GOAL –
Scan the lines below; pull out those with "TypeScript".

DATASET CONTENT –
-------------------------

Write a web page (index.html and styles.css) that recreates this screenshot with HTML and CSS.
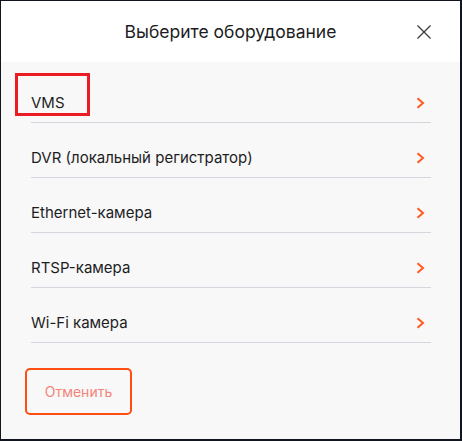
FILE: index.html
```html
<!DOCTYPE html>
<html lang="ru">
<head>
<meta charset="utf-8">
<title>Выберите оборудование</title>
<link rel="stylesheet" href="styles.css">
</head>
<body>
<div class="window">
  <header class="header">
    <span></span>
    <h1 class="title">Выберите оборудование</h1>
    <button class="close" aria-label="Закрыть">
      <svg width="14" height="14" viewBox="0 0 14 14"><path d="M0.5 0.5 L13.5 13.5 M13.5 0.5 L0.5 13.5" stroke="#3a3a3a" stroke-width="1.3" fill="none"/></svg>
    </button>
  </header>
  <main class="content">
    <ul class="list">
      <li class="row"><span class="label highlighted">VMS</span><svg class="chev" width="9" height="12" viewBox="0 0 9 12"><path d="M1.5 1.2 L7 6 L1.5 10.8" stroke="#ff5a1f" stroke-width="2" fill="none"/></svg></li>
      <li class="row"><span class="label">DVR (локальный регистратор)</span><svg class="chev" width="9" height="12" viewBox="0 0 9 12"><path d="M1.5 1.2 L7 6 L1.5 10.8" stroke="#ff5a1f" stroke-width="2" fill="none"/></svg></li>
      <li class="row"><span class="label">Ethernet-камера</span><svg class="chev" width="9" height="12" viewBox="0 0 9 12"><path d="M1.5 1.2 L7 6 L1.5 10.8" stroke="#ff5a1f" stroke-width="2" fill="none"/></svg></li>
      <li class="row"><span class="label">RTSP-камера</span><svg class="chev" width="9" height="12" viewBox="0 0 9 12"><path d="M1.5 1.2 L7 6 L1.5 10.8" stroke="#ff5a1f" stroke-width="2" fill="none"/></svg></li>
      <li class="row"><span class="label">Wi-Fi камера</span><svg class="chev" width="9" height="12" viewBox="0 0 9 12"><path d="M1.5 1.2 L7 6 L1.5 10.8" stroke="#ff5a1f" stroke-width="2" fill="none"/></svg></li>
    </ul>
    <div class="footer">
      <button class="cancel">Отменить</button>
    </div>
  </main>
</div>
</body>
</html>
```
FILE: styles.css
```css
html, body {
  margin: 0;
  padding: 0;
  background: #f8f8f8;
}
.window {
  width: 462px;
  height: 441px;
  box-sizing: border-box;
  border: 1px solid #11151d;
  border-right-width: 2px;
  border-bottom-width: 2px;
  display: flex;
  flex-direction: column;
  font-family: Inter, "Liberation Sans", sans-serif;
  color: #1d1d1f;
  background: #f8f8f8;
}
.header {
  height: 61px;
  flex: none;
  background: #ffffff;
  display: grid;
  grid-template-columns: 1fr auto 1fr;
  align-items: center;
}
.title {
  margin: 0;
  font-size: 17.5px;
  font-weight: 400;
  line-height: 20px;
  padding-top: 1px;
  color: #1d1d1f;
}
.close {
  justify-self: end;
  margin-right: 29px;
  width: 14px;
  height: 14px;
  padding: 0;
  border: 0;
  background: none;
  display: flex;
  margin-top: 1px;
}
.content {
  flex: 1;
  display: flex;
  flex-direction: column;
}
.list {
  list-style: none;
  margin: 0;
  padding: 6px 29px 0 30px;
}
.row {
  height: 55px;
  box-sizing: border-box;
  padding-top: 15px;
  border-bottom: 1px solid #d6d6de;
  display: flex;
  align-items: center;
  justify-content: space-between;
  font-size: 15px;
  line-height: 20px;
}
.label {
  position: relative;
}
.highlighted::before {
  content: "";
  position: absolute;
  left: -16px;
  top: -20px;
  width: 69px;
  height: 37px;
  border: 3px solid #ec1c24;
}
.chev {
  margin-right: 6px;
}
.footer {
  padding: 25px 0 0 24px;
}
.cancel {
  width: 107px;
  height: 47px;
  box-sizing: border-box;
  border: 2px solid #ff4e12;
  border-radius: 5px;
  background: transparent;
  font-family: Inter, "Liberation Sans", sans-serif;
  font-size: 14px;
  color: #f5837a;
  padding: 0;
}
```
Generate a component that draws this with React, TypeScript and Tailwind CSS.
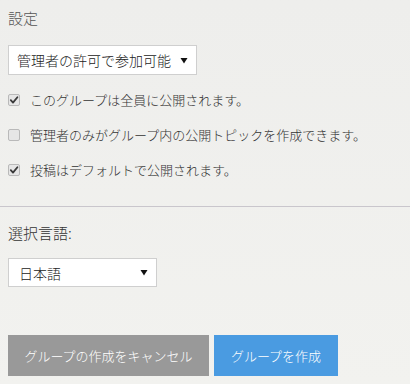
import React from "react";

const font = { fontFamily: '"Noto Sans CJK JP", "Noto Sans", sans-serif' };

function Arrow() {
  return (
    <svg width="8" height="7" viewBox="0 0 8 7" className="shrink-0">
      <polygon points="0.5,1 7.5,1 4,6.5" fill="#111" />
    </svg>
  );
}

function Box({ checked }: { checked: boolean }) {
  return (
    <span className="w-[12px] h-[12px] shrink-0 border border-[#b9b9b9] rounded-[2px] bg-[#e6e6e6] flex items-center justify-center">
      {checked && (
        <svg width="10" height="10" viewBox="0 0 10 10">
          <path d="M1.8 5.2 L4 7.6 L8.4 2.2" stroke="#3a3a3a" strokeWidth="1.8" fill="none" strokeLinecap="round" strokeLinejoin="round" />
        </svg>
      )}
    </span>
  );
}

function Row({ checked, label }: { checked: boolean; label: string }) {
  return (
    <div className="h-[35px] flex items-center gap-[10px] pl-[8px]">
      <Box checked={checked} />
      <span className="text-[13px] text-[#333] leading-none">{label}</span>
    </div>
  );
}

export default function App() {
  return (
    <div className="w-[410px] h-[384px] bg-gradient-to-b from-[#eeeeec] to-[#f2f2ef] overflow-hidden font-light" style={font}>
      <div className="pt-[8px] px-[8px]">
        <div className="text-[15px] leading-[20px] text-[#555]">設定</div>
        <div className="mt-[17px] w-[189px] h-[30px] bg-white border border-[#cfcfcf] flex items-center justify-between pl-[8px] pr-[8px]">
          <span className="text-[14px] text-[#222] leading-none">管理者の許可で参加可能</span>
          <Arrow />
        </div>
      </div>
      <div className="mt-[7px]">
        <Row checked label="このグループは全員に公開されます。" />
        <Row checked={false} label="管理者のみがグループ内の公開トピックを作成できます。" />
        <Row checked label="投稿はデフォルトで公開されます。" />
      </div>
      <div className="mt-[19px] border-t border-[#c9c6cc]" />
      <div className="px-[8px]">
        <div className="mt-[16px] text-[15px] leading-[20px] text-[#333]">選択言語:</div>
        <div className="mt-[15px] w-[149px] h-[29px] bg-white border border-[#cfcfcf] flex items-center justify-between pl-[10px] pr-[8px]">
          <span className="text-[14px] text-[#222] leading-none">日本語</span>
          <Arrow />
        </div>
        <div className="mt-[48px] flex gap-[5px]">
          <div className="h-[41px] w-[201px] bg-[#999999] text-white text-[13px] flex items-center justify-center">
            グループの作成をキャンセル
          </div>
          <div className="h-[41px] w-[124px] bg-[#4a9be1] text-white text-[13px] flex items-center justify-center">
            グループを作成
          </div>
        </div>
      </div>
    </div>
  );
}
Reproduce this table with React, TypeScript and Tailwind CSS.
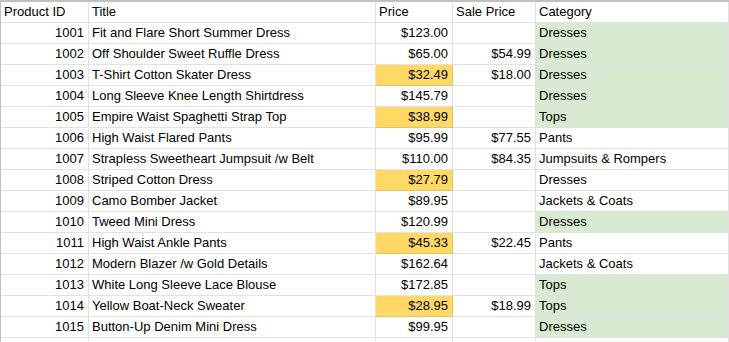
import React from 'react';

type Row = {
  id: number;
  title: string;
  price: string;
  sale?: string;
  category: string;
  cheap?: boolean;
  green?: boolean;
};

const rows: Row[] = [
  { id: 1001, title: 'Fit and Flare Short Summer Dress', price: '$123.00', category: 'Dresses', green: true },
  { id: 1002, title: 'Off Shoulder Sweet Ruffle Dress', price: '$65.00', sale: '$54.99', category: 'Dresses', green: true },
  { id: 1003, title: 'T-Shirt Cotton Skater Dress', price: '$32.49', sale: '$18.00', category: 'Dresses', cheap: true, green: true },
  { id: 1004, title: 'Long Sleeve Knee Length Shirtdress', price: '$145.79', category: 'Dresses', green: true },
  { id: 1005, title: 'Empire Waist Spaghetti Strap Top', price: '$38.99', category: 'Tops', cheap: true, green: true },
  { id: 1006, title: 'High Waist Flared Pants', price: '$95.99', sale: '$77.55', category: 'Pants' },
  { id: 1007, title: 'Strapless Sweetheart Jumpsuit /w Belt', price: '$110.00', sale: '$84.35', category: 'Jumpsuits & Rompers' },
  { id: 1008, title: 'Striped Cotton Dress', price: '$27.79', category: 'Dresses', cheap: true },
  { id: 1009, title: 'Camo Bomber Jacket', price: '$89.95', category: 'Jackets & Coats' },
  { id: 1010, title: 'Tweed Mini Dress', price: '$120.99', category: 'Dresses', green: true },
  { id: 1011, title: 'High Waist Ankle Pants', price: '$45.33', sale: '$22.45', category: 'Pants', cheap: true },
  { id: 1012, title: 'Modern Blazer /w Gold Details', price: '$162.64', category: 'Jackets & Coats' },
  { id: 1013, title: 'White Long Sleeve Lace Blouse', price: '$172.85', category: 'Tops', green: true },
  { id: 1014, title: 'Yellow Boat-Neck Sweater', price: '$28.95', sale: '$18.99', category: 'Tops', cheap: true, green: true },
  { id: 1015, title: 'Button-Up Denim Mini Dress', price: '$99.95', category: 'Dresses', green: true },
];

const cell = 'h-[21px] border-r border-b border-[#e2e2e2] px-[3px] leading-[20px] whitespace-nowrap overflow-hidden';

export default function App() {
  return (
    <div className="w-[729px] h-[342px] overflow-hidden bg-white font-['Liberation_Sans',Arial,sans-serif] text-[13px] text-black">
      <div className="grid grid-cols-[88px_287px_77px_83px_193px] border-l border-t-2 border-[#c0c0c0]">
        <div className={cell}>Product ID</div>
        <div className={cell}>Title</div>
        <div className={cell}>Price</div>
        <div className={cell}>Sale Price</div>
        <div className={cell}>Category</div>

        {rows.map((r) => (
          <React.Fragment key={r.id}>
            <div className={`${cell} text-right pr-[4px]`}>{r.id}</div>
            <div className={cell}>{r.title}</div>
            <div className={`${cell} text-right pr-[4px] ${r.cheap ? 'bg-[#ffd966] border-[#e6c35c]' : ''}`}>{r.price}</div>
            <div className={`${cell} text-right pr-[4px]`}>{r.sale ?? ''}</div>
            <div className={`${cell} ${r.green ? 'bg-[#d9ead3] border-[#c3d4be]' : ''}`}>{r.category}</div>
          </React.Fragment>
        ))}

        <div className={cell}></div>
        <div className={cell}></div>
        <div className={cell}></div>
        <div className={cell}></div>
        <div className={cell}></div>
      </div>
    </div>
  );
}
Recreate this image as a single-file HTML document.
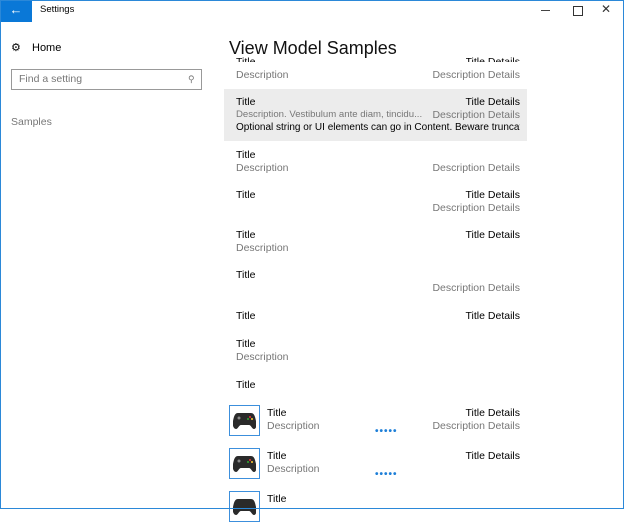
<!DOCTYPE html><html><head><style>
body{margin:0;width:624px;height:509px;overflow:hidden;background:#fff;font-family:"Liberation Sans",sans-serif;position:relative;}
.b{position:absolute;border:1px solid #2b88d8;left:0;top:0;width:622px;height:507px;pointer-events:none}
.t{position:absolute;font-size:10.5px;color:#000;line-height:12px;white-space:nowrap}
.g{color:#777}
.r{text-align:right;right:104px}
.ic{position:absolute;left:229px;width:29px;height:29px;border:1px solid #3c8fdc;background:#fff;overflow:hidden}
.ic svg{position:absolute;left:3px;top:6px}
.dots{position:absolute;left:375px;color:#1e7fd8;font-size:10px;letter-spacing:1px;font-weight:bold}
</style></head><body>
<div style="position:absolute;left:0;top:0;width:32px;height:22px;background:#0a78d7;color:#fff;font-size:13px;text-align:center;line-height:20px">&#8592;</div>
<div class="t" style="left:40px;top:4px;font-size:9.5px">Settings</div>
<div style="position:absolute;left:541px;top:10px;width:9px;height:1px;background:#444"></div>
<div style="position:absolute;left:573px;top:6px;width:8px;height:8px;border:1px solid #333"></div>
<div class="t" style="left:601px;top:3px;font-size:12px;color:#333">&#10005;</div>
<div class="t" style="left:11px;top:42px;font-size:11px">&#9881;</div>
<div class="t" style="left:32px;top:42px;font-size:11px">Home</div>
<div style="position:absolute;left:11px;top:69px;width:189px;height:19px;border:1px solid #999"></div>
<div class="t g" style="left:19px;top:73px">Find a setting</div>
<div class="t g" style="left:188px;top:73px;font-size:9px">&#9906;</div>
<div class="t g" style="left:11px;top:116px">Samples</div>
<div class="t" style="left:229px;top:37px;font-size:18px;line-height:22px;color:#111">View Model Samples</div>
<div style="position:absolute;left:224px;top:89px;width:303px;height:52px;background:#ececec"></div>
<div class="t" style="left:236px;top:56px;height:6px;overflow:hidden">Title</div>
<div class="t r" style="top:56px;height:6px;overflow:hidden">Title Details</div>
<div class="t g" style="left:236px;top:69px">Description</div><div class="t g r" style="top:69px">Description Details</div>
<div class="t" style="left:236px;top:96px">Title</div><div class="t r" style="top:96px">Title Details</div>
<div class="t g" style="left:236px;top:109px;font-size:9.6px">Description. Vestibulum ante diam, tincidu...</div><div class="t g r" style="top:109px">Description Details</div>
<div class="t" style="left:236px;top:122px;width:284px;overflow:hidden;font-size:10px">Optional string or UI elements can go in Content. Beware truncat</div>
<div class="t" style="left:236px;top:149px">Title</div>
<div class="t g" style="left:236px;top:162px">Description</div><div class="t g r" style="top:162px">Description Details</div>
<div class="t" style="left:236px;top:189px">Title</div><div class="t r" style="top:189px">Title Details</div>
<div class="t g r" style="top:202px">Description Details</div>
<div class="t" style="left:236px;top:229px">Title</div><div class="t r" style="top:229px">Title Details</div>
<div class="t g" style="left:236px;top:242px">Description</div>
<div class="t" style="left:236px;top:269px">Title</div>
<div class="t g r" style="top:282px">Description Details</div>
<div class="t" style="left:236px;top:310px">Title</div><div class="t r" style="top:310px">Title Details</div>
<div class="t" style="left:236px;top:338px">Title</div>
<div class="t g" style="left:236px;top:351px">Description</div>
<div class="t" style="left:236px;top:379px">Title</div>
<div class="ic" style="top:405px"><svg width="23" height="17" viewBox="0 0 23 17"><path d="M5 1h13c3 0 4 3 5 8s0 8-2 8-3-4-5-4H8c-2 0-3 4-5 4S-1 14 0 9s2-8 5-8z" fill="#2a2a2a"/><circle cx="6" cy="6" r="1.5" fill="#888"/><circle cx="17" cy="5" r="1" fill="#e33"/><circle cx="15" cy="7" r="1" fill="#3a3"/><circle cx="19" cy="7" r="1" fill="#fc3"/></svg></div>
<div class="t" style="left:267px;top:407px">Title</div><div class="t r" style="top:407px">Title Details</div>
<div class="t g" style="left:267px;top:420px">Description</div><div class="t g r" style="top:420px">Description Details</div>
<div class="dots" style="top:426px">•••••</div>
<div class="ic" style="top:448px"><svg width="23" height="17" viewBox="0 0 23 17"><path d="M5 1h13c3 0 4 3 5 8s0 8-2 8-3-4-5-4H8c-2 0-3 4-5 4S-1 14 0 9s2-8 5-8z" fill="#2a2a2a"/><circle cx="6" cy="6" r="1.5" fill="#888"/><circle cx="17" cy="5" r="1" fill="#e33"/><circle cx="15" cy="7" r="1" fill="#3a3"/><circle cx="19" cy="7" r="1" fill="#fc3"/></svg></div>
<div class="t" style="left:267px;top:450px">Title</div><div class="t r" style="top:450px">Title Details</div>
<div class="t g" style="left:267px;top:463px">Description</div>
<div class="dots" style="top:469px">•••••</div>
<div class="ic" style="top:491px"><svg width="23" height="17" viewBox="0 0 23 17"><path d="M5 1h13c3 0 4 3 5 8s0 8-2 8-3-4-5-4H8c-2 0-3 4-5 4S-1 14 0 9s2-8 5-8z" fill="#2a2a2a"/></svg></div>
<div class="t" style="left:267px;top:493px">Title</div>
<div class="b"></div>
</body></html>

-------------------------

REPLY TO THE EXERCISE –
Generate a component that draws this with React, TypeScript and Tailwind CSS.
Reproduce this table with React, TypeScript and Tailwind CSS.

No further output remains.